Laura Isabel Sandwith
1909 - 1997
1909 - 1997
Born 9 December 1909, Laura was the fifth child of Samuel Fisher Sandwith, a farmer at Millbrook near Ballarat and his wife, Ellen Cornish.
In 1938, Laura, together with her colleagues, Rita Nunan and Marion Pittaway, earned their general nursing qualifications from the Ovens District Hospital. Their timely graduation was particularly fortuitous, as the Victorian Charities Board had deemed the hospital, established in 1857, to be in such disrepair that it no longer met the standards required for modern medicine or nursing. Faced with the threat of closure, the hospital needed a new facility to continue operating.
Also, due to the hospital’s daily occupancy rate falling to less than forty, it's designation as a full time training school was changed to part time. Consequently, Laura, Marion and Rita would need to complete an additional six months at a larger hospital after their three years at Beechworth. Rita and Laura, in 1939 chose to do their additional six months at the Queen Victoria Hospital.

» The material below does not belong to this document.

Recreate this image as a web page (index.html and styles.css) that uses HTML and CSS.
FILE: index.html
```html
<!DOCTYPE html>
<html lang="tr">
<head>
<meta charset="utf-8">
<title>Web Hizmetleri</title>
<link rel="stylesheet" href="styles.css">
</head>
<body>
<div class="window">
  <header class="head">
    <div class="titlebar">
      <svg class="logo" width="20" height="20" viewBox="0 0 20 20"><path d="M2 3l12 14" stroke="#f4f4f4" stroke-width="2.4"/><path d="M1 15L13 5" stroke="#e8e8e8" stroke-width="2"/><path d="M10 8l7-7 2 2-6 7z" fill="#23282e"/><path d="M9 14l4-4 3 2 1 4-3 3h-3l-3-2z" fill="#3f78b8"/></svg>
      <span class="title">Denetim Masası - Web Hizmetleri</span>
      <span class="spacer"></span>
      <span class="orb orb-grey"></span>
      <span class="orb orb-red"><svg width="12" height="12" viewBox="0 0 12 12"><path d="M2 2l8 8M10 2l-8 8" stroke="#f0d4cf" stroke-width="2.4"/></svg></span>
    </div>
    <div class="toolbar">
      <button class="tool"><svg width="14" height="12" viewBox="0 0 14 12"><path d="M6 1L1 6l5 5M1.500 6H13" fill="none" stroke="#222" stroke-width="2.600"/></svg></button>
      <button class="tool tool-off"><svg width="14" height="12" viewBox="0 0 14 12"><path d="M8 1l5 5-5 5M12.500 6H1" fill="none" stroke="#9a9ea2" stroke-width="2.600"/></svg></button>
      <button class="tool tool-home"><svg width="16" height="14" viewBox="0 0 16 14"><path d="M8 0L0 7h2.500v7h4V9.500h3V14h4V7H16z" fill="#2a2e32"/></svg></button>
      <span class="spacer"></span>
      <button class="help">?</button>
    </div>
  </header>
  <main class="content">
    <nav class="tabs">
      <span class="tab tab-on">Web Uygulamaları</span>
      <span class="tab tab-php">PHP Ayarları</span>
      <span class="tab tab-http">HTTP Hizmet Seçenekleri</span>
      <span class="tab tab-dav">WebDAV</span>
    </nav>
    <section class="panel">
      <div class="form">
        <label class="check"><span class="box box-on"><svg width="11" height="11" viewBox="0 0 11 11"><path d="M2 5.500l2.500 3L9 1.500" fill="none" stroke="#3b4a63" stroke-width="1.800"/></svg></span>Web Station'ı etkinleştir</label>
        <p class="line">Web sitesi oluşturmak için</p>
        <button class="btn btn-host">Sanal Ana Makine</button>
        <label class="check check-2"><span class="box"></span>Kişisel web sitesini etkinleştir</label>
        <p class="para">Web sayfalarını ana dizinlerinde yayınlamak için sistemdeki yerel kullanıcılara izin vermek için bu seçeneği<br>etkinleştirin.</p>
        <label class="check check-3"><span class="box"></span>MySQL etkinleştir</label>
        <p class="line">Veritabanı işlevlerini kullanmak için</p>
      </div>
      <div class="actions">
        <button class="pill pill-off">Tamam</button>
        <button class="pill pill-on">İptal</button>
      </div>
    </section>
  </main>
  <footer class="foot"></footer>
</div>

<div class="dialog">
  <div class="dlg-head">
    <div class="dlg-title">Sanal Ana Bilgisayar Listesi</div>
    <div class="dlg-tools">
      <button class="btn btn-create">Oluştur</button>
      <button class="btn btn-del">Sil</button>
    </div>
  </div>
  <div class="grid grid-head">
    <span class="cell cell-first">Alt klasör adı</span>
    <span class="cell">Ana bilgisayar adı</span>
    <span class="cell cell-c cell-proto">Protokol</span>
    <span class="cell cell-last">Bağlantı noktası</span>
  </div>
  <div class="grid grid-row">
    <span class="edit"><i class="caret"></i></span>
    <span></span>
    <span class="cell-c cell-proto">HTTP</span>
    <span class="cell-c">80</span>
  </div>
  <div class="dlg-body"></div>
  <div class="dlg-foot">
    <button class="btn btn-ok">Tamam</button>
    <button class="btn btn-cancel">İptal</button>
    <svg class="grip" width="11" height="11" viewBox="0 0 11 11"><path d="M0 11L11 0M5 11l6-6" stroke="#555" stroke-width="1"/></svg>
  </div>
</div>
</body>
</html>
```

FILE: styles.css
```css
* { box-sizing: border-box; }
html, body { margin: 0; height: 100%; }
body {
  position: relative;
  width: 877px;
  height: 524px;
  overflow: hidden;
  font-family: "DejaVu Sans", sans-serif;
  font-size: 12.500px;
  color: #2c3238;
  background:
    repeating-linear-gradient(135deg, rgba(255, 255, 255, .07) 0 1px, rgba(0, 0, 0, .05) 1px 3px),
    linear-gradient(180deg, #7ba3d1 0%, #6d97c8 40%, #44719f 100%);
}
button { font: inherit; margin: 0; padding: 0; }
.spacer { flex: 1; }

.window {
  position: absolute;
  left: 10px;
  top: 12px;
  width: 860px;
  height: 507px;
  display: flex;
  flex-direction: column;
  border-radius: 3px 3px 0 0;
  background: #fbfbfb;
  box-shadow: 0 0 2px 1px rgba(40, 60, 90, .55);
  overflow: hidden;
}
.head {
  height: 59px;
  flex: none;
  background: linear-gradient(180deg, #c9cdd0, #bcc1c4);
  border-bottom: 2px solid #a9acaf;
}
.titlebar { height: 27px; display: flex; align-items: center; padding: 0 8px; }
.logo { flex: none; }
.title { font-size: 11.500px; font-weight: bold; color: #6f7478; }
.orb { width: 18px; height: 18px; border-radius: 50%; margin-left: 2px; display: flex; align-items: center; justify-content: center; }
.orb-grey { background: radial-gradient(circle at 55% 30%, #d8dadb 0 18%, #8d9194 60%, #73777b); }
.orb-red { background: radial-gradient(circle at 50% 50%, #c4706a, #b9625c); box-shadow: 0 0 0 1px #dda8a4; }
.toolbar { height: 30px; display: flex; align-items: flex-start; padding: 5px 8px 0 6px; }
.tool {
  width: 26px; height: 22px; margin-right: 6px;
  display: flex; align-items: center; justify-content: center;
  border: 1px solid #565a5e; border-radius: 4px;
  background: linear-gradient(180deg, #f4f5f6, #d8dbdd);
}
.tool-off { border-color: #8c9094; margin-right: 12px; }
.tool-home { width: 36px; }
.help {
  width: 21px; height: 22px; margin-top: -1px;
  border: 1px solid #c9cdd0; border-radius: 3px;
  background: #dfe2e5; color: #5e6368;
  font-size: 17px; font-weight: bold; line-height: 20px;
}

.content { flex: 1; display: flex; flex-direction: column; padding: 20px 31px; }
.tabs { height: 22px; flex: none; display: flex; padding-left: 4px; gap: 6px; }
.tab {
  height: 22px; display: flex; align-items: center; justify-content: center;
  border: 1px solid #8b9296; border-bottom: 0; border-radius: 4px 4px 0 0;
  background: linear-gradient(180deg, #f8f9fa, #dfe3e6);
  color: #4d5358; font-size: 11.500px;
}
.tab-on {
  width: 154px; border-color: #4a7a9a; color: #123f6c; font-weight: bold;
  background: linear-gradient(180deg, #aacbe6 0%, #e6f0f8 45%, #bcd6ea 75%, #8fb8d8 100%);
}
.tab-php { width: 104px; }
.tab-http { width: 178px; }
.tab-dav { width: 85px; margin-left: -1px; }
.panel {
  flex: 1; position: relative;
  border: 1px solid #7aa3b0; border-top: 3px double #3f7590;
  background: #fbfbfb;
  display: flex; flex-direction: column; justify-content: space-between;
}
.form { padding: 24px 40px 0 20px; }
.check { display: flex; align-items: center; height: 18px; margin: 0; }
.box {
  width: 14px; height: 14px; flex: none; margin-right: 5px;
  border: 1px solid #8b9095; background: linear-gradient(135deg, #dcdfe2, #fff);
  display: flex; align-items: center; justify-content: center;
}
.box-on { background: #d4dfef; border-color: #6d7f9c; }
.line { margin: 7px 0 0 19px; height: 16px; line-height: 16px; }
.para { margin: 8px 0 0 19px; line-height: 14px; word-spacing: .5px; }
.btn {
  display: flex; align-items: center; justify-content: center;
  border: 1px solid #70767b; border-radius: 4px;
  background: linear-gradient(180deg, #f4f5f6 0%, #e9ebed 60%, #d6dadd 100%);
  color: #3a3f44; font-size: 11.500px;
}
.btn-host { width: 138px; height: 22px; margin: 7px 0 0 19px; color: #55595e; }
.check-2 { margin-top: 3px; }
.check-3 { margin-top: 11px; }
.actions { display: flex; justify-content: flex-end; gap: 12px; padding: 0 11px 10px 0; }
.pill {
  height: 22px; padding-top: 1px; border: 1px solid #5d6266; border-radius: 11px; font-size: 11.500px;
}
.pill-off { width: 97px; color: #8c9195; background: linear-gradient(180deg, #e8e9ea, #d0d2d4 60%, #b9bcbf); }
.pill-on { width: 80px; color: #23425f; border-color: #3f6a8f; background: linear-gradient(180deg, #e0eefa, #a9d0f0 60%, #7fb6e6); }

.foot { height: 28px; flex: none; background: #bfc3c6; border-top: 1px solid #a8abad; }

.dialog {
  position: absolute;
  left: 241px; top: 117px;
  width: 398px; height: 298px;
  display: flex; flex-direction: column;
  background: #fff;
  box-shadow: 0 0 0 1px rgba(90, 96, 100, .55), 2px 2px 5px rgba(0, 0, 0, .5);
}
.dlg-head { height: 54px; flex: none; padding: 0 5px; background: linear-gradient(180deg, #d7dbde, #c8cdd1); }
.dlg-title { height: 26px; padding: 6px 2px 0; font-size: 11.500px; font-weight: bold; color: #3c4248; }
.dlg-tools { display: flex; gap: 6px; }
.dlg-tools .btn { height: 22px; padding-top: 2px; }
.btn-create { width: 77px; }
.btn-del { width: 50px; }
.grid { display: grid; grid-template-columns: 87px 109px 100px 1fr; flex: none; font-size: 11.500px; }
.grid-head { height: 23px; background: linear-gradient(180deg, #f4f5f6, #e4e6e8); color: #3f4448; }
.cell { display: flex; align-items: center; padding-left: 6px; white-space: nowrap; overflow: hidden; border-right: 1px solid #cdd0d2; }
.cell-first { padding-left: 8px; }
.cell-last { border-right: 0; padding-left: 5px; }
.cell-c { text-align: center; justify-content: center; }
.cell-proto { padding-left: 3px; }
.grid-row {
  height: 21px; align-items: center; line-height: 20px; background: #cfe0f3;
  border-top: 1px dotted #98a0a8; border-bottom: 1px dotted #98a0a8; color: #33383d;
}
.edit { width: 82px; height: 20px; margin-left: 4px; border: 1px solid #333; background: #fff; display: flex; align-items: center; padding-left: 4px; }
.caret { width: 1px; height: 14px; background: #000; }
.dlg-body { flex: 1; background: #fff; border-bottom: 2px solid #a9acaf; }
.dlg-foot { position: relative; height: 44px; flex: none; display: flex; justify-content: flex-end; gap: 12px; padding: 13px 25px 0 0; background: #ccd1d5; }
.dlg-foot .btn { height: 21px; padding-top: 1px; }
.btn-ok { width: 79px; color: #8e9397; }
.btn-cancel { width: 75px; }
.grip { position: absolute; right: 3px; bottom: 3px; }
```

Laura in March 1941 was appointed as an Australian Army Nursing Service (AANS) staff nurse with the 2nd Australian Imperial Force and was nursing at the 115th Australian General Hospital (AGH), also known as the 115th Heidelberg Military Hospital. In November of the same year she was granted 6 days pre embarkation leave. This indicates that she had been assigned to active service overseas. However, she chose not to go overseas and was at the 115th AGH until March 1943 when she, now a Lieutenant, transferred to the No. 6 Ambulance Train. In 1942 the number of beds had increased to 1,200 with a nursing staff of 120; a nurse to patient ratio of one to ten.

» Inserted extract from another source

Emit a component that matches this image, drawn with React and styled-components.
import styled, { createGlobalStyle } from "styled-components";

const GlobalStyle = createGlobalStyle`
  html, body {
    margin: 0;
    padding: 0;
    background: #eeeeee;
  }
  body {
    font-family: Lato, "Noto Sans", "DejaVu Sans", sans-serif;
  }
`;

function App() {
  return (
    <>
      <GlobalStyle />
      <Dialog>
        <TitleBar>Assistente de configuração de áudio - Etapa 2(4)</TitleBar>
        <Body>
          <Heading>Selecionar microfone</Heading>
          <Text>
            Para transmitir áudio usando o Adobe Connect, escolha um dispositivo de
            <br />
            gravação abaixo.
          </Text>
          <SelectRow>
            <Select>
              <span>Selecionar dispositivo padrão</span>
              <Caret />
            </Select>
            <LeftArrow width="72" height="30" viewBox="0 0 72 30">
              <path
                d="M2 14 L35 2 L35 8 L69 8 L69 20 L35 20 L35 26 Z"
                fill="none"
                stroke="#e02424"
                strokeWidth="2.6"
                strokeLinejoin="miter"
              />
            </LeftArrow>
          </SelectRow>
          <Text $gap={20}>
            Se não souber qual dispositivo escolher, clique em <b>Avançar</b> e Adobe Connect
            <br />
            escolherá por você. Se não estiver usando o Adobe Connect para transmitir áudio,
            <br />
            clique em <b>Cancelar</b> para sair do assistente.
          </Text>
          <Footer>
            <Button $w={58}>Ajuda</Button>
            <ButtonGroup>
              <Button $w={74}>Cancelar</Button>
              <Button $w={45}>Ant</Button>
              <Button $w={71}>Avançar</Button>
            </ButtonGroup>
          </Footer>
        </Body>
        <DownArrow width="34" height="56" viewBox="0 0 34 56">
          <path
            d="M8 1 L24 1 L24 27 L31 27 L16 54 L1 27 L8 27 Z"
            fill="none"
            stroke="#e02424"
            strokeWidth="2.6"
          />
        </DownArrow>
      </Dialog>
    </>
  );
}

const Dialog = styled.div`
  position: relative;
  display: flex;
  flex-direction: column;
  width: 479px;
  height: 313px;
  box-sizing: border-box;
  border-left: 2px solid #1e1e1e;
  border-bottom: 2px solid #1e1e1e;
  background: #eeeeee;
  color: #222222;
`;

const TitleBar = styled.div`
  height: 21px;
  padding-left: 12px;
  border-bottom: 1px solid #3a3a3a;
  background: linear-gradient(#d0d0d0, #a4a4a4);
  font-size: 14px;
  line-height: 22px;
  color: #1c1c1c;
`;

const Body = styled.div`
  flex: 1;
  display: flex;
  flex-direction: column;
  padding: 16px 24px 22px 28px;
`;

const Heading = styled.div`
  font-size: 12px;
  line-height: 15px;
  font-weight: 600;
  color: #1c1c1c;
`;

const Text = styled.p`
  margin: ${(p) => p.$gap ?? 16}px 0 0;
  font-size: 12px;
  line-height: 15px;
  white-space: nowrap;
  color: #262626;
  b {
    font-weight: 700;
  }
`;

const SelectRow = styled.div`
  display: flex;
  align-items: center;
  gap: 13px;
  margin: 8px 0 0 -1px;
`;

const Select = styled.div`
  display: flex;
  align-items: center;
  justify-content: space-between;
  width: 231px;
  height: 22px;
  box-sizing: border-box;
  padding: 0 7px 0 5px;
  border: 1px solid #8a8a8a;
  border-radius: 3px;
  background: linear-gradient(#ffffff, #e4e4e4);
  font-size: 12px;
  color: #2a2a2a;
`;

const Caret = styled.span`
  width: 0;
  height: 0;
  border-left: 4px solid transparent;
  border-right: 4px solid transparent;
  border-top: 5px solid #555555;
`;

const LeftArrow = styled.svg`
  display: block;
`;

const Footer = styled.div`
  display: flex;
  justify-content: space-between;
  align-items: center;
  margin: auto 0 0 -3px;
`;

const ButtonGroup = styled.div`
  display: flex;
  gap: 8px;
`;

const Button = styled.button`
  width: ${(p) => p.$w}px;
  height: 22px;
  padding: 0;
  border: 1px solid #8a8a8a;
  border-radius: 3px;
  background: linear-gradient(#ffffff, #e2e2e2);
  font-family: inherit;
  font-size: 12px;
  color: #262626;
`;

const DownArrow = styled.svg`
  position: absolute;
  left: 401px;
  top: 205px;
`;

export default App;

The No. 6 Ambulance Train ferried wounded and convalescing soldiers from Melbourne to Heidelberg station where they were collected by ambulance and taken to the 115th AGH. The train consisted of a staff car to house medical officers, nursing sisters and other personnel, a personnel car to accommodate the balance of medical staff, an administrative car to provide dispensary, medical and storage space and office room, a kitchen and dining car and ward cars for both walking and cot cases. Patients were accommodated in hospital type bunks arranged in three tiers. Later in the war, wounded Victorian soldiers, who after disembarking in Sydney, were entrained to Albury where they transferred to the 6th Ambulance Train which brought them to Heidelberg.
A wounded soldier being lifted on his stretcher out of a hospital train and placed in an ambulance for transport to the 115th AGH at Heidelberg.
Laura appears to have spent approximately five years as a nurse with the AANS and was still nursing at the 115th AGH in April 1945. The 1949 electoral roll lists Laura, as a nurse living with her parents at Wallace, a village, about 12 miles east of Ballarat.
Aged forty-six, Laura married a widower, sixty one year old John Erle Downey in 1955. From the time of their marriage to her death, Laura and John lived on a farm at Warrenheip, a rural township about 2 km east of Ballarat.
In April 1997, Laura passed away aged eighty eight and was buried with her husband at the Ballarat New Cemetery and Crematorium.